Yet another embodiment of the present invention provides a Wound Rotor Synchronous Motor (WRSM) including a rotor body that is rotatably installed at a predetermined gap within a stator, and a rotor coil that is wound at a plurality of rotor teeth, including: bobbins each disposed at both sides of a shaft direction of the rotor body and configured to support the rotor coil and be fixed to the rotor body by the rotor coil; a wedge member inserted in a shaft direction between the rotor teeth of the rotor body so as to protrude to the outside of both ends of the rotor body, the wedge member supporting the rotor coil; and end coil covers that enclose a protruded portion of the wedge member at both sides of the shaft direction of the rotor body and that are each mounted at the bobbins, wherein the bobbins form a plurality of first connection passages that are opened in the shaft direction of the rotor body, the end coil covers form at least one second connection passage that is connected with a corresponding one of the first connection passages, and the wedge member faces an interior diameter surface of the stator at an end portion of the rotor teeth, is coupled to an end portion of a rotor shoe that is protruded to both sides, and supports both side surfaces and exterior diameter surface side of the rotor shoe.

The wedge member may form a hollow that is connected with a second connection passage of the end coil cover.

The wedge member may include: a support that is disposed in the shaft direction between the rotor teeth and that forms a hollow; and a coupler that is integrally connected with the support and that is coupled to an end portion of both sides of the rotor shoe and that supports both side surfaces and an exterior diameter surface of the rotor shoe.

The protruded portion of the wedge member may penetrate the first connection passages of the bobbins and support the second connection passage of the end coil cover through the coupler.

According to an exemplary embodiment of the present invention, a cooling performance of a rotor coil as a non-molding type open rotor structure can be maximized, and by enhancing a coupling structure of a wedge member, a wind loss of a motor can be reduced and motor efficiency can further increase.

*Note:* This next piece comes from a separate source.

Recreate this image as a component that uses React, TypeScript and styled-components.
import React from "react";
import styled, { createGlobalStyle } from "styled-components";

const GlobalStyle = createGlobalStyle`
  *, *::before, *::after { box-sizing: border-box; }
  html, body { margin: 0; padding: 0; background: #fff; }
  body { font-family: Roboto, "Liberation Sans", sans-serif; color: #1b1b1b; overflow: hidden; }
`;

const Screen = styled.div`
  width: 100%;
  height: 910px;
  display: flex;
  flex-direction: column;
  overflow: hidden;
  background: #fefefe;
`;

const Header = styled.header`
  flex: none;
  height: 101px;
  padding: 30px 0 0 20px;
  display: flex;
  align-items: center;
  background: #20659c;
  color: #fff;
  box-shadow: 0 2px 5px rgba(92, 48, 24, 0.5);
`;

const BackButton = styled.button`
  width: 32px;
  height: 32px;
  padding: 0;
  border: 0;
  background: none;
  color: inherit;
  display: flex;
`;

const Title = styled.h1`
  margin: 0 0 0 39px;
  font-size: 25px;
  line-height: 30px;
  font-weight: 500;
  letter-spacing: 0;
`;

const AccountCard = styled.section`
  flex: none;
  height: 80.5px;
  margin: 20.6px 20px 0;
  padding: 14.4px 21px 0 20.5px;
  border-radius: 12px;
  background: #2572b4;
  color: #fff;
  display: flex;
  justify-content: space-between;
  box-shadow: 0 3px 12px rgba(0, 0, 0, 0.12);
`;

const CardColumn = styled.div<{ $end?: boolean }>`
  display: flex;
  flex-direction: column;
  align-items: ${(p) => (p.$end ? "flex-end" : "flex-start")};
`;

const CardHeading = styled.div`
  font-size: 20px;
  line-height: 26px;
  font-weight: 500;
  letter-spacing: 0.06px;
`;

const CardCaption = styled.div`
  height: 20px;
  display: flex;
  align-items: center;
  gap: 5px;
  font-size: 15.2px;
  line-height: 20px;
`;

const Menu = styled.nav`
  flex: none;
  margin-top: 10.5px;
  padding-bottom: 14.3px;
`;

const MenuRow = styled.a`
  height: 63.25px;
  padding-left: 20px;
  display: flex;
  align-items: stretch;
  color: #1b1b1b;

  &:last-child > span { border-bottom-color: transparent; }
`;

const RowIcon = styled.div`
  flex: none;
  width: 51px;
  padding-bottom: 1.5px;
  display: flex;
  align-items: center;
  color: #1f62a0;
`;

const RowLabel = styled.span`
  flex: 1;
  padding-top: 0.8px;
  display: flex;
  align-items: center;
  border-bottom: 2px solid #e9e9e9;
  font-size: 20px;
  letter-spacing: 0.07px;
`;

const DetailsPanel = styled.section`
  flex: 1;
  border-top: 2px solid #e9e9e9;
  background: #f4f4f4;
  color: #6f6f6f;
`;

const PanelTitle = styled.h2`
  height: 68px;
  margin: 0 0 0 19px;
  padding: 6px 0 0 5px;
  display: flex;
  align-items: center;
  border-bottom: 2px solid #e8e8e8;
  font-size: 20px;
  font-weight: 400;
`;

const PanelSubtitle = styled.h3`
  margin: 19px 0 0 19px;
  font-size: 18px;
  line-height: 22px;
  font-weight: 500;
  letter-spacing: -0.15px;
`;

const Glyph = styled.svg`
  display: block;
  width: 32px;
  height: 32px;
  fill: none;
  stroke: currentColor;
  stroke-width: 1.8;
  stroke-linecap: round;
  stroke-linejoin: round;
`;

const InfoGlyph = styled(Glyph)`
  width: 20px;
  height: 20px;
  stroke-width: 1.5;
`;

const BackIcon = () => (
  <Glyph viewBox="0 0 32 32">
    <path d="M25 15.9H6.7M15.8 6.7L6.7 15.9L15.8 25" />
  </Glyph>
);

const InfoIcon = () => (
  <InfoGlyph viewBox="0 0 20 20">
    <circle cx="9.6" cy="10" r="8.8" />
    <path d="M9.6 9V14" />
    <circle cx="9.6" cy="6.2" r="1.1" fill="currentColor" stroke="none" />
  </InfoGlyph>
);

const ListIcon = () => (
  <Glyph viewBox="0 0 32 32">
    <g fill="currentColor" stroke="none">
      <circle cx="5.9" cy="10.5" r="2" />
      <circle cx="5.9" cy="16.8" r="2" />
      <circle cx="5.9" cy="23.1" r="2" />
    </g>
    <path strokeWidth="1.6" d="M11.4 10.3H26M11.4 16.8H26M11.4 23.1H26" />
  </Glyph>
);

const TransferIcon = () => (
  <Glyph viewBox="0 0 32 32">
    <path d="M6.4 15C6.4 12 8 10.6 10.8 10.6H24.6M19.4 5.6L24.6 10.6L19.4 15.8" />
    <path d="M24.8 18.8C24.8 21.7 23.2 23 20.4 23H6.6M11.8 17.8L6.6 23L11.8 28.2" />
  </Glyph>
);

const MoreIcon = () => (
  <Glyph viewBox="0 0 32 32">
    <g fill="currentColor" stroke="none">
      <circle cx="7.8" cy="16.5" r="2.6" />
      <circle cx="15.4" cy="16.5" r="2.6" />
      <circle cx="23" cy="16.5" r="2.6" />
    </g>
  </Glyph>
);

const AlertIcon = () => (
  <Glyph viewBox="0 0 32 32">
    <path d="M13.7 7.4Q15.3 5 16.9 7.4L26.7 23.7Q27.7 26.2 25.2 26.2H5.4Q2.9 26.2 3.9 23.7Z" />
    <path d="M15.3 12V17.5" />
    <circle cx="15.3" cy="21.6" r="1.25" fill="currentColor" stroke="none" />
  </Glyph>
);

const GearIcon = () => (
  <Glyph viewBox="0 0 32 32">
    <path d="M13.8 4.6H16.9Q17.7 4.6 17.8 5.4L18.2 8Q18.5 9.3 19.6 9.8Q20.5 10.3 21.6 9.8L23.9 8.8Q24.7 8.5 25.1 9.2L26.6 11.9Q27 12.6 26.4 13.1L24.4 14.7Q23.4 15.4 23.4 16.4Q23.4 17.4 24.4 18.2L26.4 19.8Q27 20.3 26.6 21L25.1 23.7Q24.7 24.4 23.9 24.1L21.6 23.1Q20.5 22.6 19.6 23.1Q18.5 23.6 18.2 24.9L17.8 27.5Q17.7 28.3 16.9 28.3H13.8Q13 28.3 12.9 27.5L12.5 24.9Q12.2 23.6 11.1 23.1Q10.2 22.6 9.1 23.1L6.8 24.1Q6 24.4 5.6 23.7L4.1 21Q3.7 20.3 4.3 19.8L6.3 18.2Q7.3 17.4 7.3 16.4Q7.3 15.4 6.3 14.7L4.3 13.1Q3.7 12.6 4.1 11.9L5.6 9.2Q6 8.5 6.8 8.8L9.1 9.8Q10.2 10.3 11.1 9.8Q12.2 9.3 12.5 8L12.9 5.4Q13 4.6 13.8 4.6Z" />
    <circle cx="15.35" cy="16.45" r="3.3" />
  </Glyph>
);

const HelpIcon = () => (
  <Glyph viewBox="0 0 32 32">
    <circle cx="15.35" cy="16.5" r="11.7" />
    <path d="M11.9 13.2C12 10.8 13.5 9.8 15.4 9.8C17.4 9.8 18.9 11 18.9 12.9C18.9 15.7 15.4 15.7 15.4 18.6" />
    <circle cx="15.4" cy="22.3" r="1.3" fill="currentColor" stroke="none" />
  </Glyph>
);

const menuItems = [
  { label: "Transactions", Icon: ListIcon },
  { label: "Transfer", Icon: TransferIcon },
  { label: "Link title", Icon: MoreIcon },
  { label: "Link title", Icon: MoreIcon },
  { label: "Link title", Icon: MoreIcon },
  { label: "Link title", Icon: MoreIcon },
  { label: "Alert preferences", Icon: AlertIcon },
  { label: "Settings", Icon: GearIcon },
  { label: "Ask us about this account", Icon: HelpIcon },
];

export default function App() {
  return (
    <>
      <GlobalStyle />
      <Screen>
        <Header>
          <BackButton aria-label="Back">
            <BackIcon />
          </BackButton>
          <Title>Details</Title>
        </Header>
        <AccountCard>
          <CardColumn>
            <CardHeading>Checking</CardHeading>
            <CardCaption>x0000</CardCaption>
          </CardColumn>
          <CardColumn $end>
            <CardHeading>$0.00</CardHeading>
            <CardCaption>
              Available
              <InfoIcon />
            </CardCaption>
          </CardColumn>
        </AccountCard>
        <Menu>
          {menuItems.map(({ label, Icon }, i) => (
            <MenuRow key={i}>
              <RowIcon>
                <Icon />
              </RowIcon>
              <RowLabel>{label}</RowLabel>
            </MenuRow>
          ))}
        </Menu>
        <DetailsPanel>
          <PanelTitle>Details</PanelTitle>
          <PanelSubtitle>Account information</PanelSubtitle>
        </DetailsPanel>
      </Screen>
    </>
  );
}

BRIEF DESCRIPTION OF THE DRAWINGS

The drawings are illustrated for describing an exemplary embodiment of the present invention and thus the scope of the present invention should not be analyzed to be limited to the accompanying drawings.

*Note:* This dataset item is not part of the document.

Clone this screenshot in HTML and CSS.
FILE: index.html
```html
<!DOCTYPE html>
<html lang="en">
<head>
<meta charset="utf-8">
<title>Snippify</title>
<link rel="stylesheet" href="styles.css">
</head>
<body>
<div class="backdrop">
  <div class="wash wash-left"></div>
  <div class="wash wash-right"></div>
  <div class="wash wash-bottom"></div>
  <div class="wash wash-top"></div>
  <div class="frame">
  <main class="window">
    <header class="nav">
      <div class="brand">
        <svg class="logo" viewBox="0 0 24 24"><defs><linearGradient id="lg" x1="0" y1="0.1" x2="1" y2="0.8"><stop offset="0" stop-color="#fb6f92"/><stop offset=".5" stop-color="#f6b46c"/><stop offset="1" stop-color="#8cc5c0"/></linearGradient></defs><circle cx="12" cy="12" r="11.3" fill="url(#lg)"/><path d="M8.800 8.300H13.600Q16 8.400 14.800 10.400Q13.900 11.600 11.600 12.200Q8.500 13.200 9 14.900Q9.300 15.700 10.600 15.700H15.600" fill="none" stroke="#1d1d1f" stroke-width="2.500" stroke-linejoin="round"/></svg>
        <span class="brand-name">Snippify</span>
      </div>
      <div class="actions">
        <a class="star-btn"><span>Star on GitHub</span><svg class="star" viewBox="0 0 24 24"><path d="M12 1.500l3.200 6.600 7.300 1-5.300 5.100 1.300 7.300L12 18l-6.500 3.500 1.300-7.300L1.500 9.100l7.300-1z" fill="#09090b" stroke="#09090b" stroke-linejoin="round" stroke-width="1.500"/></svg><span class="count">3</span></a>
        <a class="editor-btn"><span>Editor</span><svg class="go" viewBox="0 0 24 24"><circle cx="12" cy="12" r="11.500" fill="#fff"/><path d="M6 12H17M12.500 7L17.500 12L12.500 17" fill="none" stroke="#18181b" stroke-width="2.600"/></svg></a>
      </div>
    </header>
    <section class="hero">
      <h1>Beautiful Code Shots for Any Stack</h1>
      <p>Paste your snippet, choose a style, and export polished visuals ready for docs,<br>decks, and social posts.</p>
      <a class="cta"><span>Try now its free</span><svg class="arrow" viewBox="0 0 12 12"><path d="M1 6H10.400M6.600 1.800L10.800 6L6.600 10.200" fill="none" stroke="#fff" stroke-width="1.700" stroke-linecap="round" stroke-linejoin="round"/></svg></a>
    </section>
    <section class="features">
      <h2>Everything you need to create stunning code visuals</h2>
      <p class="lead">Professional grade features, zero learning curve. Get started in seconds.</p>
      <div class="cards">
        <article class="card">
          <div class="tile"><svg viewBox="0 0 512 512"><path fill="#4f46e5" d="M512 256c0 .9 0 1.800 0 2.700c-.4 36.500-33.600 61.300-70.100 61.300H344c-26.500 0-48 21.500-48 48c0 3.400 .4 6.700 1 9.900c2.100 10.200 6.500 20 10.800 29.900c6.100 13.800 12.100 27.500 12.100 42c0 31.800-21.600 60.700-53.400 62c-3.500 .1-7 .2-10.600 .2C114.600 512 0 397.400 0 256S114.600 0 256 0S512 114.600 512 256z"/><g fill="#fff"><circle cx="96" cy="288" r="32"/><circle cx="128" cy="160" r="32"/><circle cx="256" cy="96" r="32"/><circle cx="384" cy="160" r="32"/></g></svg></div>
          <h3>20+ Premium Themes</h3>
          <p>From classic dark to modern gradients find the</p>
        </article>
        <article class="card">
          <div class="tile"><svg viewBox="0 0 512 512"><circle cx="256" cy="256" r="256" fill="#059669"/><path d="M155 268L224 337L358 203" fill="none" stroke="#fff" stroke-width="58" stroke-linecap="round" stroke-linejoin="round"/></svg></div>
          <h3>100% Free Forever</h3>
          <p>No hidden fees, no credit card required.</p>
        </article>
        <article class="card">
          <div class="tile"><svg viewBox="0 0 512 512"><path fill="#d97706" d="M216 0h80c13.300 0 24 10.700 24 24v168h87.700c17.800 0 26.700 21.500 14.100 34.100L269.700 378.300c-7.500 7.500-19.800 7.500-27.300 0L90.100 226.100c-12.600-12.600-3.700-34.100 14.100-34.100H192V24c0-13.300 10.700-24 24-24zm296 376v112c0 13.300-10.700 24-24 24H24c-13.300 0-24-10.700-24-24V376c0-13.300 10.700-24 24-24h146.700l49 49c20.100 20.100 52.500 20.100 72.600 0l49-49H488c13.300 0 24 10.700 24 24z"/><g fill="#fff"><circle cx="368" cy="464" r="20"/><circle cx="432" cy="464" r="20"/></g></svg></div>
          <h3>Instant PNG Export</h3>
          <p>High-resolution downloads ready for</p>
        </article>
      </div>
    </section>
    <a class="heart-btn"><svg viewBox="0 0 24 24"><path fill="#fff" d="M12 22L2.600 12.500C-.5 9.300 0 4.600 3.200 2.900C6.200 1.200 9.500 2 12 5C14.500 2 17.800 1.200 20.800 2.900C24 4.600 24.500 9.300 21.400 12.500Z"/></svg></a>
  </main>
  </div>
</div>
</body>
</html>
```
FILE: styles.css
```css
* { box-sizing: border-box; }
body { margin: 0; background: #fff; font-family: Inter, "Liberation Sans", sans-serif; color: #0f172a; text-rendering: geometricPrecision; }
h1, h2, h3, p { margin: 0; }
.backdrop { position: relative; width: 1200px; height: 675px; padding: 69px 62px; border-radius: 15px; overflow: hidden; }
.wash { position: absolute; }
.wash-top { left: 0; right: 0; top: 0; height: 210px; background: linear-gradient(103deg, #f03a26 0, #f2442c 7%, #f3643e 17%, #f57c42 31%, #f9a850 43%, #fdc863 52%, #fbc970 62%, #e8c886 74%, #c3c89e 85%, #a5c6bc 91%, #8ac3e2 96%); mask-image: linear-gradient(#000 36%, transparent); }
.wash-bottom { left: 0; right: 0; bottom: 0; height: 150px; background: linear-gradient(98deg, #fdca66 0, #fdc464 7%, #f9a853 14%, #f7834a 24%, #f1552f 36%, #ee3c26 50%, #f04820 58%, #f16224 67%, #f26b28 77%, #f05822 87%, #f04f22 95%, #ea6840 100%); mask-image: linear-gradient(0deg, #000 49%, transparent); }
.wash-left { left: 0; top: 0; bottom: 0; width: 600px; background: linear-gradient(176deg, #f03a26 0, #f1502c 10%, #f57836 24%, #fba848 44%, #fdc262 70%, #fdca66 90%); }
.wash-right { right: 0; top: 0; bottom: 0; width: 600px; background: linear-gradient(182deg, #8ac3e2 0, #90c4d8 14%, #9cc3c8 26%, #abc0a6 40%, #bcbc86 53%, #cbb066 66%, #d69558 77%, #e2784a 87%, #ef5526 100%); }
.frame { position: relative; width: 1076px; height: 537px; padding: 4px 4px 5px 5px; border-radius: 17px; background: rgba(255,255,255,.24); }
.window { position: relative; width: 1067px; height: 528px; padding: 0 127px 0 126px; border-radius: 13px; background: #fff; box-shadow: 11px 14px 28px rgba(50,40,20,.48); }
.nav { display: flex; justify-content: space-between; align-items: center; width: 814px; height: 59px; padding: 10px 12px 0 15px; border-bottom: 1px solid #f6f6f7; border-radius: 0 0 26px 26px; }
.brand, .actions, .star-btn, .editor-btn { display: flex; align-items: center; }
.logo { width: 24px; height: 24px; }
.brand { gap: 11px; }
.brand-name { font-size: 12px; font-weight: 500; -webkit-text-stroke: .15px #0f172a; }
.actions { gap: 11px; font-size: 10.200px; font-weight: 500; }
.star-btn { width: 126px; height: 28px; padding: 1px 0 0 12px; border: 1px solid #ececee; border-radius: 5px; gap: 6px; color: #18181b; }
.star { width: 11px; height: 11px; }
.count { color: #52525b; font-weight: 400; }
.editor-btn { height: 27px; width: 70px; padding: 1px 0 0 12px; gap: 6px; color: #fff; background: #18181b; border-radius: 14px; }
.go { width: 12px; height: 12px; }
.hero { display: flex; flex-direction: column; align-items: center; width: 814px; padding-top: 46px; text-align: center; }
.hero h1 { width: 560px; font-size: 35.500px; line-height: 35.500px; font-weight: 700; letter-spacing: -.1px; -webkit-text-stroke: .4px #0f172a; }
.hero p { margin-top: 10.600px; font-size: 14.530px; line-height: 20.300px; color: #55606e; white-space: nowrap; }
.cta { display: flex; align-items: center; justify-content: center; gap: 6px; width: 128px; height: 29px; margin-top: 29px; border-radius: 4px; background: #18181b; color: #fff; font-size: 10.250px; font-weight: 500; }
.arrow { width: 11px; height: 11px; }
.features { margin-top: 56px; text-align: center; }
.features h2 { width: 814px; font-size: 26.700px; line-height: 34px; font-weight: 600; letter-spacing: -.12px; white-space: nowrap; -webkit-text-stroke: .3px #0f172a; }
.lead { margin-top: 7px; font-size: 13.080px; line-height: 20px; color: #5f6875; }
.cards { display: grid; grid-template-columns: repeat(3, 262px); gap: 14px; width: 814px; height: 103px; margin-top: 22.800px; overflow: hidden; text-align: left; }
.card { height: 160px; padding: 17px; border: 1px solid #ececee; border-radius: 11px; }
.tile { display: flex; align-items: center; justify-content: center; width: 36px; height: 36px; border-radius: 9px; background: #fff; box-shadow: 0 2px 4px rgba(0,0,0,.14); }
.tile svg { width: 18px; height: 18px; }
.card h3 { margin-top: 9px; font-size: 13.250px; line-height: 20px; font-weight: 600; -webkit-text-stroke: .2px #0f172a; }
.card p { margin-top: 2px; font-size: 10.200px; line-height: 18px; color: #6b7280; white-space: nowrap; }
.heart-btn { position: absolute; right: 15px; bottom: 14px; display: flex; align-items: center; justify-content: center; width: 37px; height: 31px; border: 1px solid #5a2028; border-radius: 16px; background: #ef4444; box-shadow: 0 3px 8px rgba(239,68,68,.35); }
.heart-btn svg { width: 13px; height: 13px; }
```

FIG. 1 is a diagram illustrating a Wound Rotor Synchronous Motor (WRSM) according to an exemplary embodiment of the present invention.

FIG. 2 is a perspective view illustrating a rotor that is applied to a WRSM according to an exemplary embodiment of the present invention.

FIG. 3 is a partially exploded perspective view of a rotor that is applied to a WRSM according to an exemplary embodiment of the present invention.

FIG. 4 is a diagram illustrating a bobbin and wedge member of a rotor that is applied to a WRSM according to an exemplary embodiment of the present invention.

FIG. 5 is a diagram illustrating a wedge member coupling structure of a rotor that is applied to a WRSM according to an exemplary embodiment of the present invention.

DETAILED DESCRIPTION OF THE EMBODIMENTS

It is understood that the term “vehicle” or “vehicular” or other similar term as used herein is inclusive of motor vehicles in general such as passenger automobiles including sports utility vehicles (SUV), buses, trucks, various commercial vehicles, watercraft including a variety of boats and ships, aircraft, and the like, and includes hybrid vehicles, electric vehicles, plug-in hybrid electric vehicles, hydrogen-powered vehicles and other alternative fuel vehicles (e.g. fuels derived from resources other than petroleum). As referred to herein, a hybrid vehicle is a vehicle that has two or more sources of power, for example both gasoline-powered and electric-powered vehicles.

The terminology used herein is for the purpose of describing particular embodiments only and is not intended to be limiting of the invention. As used herein, the singular forms “a,” “an” and “the” are intended to include the plural forms as well, unless the context clearly indicates otherwise. It will be further understood that the terms “comprises” and/or “comprising,” when used in this specification, specify the presence of stated features, integers, steps, operations, elements, and/or components, but do not preclude the presence or addition of one or more other features, integers, steps, operations, elements, components, and/or groups thereof. As used herein, the term “and/or” includes any and all combinations of one or more of the associated listed items. Throughout the specification, unless explicitly described to the contrary, the word “comprise” and variations such as “comprises” or “comprising” will be understood to imply the inclusion of stated elements but not the exclusion of any other elements. In addition, the terms “unit”, “-er”, “-or”, and “module” described in the specification mean units for processing at least one function and operation, and can be implemented by hardware components or software components and combinations thereof.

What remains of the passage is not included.